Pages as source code

◇ ◇ ◇ ◇ ◇ ◇ ◇

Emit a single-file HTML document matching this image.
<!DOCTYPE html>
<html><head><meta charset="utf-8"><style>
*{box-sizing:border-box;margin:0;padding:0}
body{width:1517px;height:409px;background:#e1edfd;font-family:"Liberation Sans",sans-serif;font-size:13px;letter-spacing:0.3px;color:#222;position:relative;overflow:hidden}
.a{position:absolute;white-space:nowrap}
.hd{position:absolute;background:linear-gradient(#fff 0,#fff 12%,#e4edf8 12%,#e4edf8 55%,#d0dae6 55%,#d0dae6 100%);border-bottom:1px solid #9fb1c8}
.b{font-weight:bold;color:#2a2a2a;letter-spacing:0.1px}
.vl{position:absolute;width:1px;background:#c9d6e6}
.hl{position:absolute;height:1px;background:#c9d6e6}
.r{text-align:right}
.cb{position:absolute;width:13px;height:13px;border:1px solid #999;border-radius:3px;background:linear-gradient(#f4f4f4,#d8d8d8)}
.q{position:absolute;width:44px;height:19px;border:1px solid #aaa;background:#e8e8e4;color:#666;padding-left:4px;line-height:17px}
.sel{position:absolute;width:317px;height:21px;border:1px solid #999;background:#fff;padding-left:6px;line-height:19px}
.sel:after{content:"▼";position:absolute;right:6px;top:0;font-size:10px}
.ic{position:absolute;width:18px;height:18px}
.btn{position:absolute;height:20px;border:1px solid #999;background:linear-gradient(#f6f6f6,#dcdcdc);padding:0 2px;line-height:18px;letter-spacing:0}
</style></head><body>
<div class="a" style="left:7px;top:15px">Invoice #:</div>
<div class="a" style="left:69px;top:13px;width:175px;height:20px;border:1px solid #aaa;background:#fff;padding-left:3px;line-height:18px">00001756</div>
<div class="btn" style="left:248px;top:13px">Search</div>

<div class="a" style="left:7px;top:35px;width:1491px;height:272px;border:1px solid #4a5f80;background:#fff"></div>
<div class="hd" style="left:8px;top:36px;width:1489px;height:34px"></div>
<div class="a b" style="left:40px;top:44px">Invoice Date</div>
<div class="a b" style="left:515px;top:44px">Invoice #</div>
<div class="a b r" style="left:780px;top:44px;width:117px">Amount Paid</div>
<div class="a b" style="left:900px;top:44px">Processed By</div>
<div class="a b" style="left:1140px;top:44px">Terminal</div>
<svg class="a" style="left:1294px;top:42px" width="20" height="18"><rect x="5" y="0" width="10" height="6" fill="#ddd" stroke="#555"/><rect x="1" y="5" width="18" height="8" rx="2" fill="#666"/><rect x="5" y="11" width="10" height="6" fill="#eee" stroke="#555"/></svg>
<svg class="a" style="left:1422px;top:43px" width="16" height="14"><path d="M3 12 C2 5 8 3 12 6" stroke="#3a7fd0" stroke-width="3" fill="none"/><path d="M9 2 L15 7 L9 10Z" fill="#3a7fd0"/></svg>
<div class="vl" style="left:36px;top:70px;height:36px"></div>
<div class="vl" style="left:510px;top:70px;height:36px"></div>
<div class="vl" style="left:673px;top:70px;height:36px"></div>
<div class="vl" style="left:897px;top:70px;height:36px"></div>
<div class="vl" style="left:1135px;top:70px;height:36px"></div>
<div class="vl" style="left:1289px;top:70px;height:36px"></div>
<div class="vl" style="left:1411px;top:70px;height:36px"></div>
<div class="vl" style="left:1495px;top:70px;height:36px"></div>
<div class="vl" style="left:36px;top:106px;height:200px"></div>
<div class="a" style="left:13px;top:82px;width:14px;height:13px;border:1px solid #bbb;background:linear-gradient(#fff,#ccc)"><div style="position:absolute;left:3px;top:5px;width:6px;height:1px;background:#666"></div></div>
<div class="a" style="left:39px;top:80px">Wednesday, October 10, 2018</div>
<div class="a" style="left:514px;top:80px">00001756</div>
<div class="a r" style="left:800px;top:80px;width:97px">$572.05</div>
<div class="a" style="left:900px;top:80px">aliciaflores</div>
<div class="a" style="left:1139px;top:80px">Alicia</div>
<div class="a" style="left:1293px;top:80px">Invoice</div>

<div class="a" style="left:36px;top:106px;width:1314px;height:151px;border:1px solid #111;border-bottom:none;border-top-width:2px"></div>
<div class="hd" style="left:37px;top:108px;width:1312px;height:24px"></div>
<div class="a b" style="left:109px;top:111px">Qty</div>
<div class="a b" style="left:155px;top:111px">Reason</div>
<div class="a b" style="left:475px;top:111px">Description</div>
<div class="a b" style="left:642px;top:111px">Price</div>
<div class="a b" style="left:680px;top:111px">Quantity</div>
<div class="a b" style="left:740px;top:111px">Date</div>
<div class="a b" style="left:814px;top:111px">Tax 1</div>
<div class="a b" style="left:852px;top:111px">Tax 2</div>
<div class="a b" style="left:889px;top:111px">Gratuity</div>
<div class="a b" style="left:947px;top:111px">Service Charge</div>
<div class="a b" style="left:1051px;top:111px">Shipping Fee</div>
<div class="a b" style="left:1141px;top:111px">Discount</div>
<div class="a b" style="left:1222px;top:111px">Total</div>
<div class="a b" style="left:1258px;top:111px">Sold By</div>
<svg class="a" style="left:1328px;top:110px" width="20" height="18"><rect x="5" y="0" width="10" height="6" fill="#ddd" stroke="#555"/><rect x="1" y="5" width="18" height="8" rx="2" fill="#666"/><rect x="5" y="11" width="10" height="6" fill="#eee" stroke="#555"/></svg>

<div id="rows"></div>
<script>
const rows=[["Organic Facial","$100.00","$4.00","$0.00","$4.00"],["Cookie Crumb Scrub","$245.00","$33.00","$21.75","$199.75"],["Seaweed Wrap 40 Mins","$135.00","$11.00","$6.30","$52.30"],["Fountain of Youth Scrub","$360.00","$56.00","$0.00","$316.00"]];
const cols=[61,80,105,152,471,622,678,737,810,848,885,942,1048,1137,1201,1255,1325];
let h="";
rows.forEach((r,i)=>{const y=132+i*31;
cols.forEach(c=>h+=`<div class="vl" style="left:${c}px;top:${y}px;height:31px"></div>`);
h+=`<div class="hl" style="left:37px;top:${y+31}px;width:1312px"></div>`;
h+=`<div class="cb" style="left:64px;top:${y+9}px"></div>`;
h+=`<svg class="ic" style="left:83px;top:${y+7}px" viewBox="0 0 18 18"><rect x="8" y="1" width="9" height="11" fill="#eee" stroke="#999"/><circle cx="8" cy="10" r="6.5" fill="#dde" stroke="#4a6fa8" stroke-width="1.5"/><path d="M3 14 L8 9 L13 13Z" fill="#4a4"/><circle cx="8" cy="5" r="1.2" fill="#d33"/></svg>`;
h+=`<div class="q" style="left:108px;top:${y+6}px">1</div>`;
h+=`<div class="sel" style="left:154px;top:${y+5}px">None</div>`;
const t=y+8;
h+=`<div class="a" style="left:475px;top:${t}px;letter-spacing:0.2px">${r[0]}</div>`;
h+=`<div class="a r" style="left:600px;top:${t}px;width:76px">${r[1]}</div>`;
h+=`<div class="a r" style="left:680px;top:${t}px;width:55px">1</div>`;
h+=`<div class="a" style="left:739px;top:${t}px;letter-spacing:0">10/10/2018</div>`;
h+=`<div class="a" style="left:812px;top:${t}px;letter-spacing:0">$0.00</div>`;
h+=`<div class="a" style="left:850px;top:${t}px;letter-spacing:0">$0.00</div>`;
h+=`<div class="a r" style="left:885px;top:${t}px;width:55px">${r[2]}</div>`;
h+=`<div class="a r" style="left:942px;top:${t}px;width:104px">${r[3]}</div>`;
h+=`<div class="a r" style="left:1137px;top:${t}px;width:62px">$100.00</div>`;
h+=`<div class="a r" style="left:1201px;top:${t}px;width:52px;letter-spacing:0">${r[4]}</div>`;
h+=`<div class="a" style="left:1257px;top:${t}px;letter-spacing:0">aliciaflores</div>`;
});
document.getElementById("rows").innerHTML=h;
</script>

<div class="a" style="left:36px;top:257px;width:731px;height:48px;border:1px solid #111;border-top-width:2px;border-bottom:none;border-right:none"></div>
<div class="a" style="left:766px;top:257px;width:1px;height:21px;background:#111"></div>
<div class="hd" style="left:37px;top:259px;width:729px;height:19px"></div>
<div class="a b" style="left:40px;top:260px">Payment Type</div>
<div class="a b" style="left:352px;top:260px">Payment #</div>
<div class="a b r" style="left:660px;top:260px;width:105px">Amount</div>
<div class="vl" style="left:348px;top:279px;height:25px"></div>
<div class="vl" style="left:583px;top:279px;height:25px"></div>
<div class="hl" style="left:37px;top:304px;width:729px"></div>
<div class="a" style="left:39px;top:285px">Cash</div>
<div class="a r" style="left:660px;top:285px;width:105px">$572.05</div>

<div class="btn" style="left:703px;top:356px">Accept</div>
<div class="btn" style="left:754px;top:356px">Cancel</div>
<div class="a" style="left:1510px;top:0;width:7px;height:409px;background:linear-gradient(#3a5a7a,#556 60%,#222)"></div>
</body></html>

◇ ◇ ◇ ◇ ◇ ◇ ◇

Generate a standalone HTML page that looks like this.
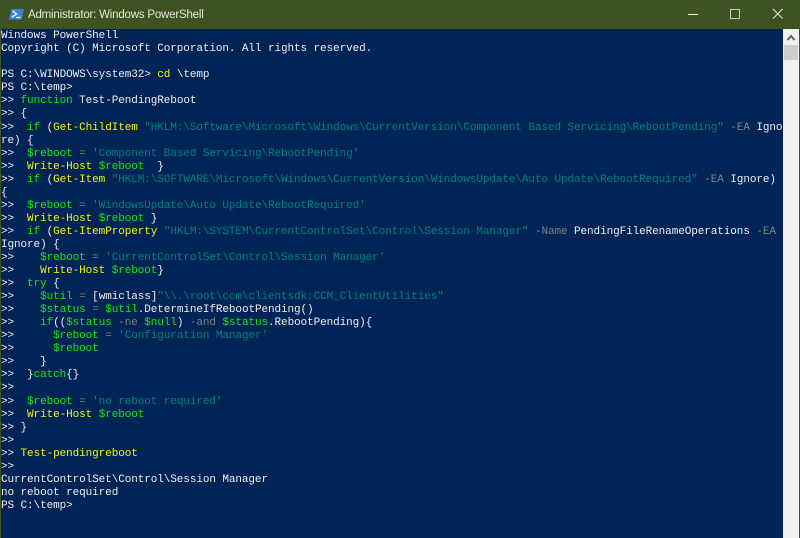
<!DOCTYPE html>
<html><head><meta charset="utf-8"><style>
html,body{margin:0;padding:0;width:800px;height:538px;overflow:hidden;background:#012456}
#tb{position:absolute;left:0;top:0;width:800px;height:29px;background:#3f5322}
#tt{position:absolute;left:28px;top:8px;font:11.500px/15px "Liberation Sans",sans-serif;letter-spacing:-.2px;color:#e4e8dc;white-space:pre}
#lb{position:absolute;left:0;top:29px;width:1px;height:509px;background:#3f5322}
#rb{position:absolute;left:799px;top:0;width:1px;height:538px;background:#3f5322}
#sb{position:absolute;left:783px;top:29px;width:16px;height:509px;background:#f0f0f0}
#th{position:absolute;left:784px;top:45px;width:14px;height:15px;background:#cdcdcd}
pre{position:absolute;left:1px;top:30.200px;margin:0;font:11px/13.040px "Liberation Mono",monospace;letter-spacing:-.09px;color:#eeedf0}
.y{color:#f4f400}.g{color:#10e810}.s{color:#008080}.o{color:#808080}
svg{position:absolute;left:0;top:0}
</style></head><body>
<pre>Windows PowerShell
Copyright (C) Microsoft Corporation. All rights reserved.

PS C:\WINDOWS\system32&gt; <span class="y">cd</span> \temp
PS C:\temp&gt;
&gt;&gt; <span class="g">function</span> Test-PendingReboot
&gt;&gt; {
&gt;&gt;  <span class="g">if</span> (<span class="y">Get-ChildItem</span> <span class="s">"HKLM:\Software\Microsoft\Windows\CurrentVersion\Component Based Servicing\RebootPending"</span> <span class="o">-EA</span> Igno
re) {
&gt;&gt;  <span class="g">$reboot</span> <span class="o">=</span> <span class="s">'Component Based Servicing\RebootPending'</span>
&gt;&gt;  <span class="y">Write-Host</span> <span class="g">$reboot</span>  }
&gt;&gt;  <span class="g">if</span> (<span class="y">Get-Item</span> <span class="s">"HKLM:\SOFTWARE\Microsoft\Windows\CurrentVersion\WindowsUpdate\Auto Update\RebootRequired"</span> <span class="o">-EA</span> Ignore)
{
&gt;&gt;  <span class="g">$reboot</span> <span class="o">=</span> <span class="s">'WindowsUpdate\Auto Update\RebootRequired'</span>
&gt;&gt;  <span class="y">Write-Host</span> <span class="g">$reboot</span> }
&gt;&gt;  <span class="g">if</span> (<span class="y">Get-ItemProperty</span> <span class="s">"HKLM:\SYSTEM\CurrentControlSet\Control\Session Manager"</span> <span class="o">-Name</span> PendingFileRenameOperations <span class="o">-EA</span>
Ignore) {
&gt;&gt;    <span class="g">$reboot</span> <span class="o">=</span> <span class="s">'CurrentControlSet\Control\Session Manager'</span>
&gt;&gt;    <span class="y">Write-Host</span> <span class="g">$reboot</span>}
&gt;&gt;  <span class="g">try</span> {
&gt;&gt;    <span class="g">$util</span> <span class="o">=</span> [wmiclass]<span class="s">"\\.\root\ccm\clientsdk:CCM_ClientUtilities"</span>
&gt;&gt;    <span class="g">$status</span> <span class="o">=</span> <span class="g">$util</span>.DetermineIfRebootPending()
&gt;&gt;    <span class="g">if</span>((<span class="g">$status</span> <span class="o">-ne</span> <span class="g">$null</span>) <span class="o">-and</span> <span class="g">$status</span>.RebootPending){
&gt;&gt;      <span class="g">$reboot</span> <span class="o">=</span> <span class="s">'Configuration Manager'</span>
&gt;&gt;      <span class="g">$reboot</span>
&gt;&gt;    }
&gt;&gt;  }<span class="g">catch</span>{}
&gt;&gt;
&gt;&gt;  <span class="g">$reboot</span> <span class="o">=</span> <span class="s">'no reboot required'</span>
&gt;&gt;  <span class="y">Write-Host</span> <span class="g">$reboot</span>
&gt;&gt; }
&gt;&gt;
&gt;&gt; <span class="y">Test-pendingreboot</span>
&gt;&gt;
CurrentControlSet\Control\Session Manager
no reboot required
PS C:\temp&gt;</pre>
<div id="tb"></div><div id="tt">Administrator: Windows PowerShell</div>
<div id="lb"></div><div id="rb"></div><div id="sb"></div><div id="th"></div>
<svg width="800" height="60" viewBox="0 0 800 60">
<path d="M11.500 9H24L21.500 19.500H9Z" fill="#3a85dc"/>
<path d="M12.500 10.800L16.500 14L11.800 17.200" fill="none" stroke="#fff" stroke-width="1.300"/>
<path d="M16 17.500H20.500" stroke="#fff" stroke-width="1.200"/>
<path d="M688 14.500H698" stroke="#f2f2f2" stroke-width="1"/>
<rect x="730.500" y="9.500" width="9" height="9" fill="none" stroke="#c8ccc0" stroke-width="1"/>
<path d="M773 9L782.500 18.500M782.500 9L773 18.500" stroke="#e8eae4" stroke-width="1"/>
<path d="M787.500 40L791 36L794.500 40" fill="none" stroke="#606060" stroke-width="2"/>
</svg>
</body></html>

◇ ◇ ◇ ◇ ◇ ◇ ◇

Written instruction:
Set down exactly the lines above, from the line containing "Generate a standalone" through the line containing "Copyright (C) Microsoft". Skip the pictures.

Final result:
Generate a standalone HTML page that looks like this.
<!DOCTYPE html>
<html><head><meta charset="utf-8"><style>
html,body{margin:0;padding:0;width:800px;height:538px;overflow:hidden;background:#012456}
#tb{position:absolute;left:0;top:0;width:800px;height:29px;background:#3f5322}
#tt{position:absolute;left:28px;top:8px;font:11.500px/15px "Liberation Sans",sans-serif;letter-spacing:-.2px;color:#e4e8dc;white-space:pre}
#lb{position:absolute;left:0;top:29px;width:1px;height:509px;background:#3f5322}
#rb{position:absolute;left:799px;top:0;width:1px;height:538px;background:#3f5322}
#sb{position:absolute;left:783px;top:29px;width:16px;height:509px;background:#f0f0f0}
#th{position:absolute;left:784px;top:45px;width:14px;height:15px;background:#cdcdcd}
pre{position:absolute;left:1px;top:30.200px;margin:0;font:11px/13.040px "Liberation Mono",monospace;letter-spacing:-.09px;color:#eeedf0}
.y{color:#f4f400}.g{color:#10e810}.s{color:#008080}.o{color:#808080}
svg{position:absolute;left:0;top:0}
</style></head><body>
<pre>Windows PowerShell
Copyright (C) Microsoft Corporation. All rights reserved.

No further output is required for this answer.